With injuries to his RB/WR1’s, Javi had little hope, but since Ross decided to actually win, it is all but over for Chief’s season. Scoring a 110 points wont be enough 80% of the time (unless you’re the breadmaster). Joe Mixed-Brains and JChizzy are on the way back from injury to provide Javi a small glimmer of hope this week, but it is looking very brim.

Playoff Clinching Scenario this Week: NONE, needs a WIN and a Shaffman LOSS to avoid elimination

Odds of making playoffs: 11%

Haterade Ranking™: 7, I don’t think Chief has said a single thing this season in our group chat, no haterade here.

7. Israeli Habibis (5-7) 🔻 2

There will not be a Chanukah miracle for the Habibis, as they drop a game to the Bolivian and his OP team. While not mathematically eliminated yet, the season is all but over with a lot of hurdles that need to be met for Simon to qualify. I don’t have much to say about Simon’s team, since he had no chance against Bryan in the first place. It was a valiant effort, but the Israeli Habibis now look to gather for next season. Simon, for the love of this league, BEAT SHAFFMAN PLEASEEEEEEEEEEEE

Playoff Clinching Scenario this Week: NONE, needs a WIN to avoid elimination

Odds of making playoffs: 5%

Haterade Ranking™: 8, Simon is a humble fella in fantasy, no hate, just appreciate.

8. The Abbolievers (3-8) ➖Eliminated from playoff contention

With elimination already in the rearview mirror, this week was mostly a formality for the Abbolievers. Kirk actually had a very respectable Thanksgiving game, proving the lights may not be as bright as we thought they may be. CMC only had 11 carries, and idk wtf Curtis Samuel was doing, getting 4 carries and zero targets. Similar to Simon, I have one mission for Splashman: DEFEAT THE CHILEAN NEXT WEEK

Haterade Ranking™: 9, how can I hate on Splashman? I’m an Abboliever myself.

9. 2 Girls 1 Kupp (3-8) Eliminated from playoff contention

I’m not spending time talking about this team, they foofoo. Sorry Martin.

Haterade Ranking™: 6, typically I would put Martin lower on the haterade scale, but his refusal to engage in trades kinda irked me this season.

10. Deshaun’s Happy Endings (5-6)

My legacy is on the line against Shaffman, lets see what I have in the tank.

-Ziv Yehezkely, Week 11

Well that was a fucking lie. I suck more dick than Bryan at a Messi meet and greet. Seven losses in a row… what a disgrace to my family I am. I should disown myself for the shame I have brought upon my kin. As the sun slowly sets on my season, I reflect on the major horrible decisions I have made this season:

  • Drafting Courtland Sutton and Jerry Jeudy
  • Dropping Kenneth Walker
  • Dropping Tony Pollard

Moving forward, I will not lose a fantasy matchup to Shaffman EVER AGAIN. The agony is too much to handle.

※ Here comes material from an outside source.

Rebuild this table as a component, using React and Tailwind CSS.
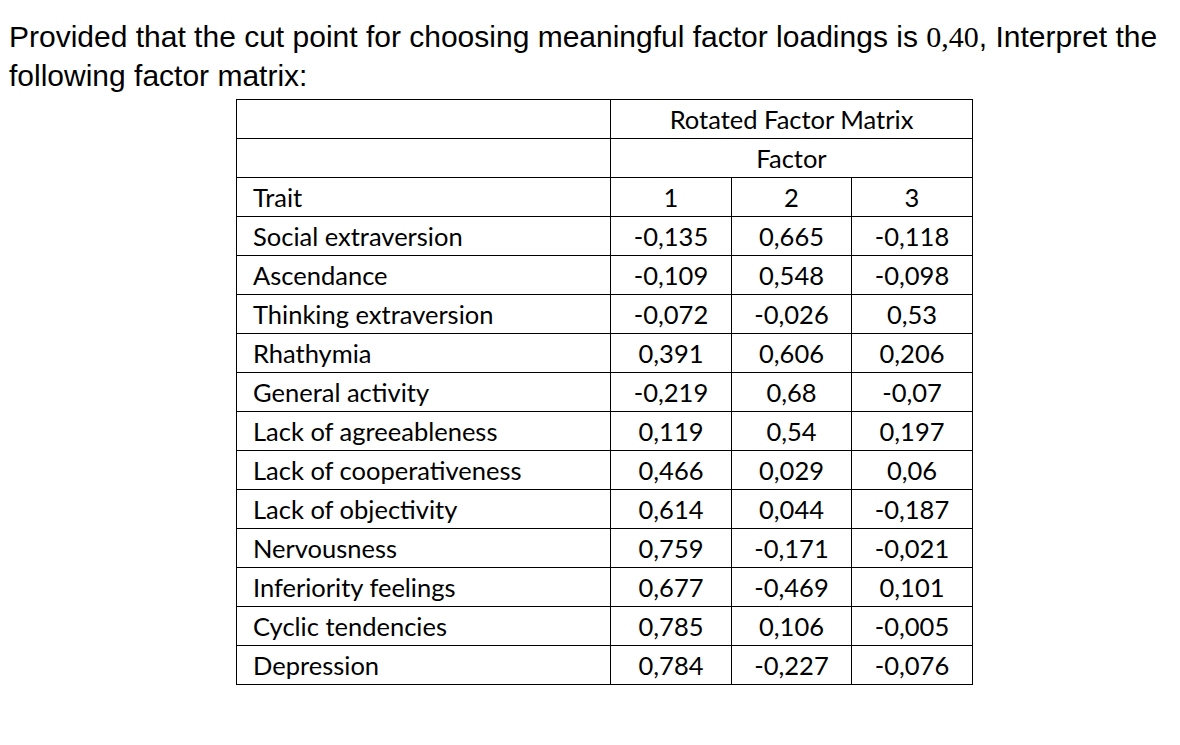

Have your laughs, I deserve the ridicule. Let’s hope I can get to at least .500 this season.

Playoff Clinching Scenario this Week: NONE, need a WIN and Shaffman LOSS to avoid elimination

Odds of making playoffs: 8%

🚨 UPSET OF THE WEEK 🚨 Record: 3-5

Last Week: TRUMMIEEE (5-6) vs I Cum Swiftly (8-3)

What a turn of events: Ross learned how to score points. Maybe the team isn’t as fraudulent as they may seem on the surface.

This Week: ISRAELI HABIBIS (5-7) vs. Shaffy’s Shooters (7-5)

Fuck Shaffman. That is all.

🔒 WEEKLY LOCK 🔒 Record: 4-4

Last Week:

BC2198 ML (-160): Top scorer once more. ✅

Simon O111.5 (-110): Turns out Sleeper was actually spot on with the DET RBs projection, but midget Kyler Murray brought the team over the O/U hump✅

This Week:

Christian ML (-130): Sorry Trummieee, but Christian’s team is too gas.

Shaffman U135.5 (-110): LMFAOOOOO Sleeper is on CRACK. Shaffman not cracking 120. EZ BRED>

$10 parlay to win $12 (+120)

Good luck as always gentlemen (except Shaffman).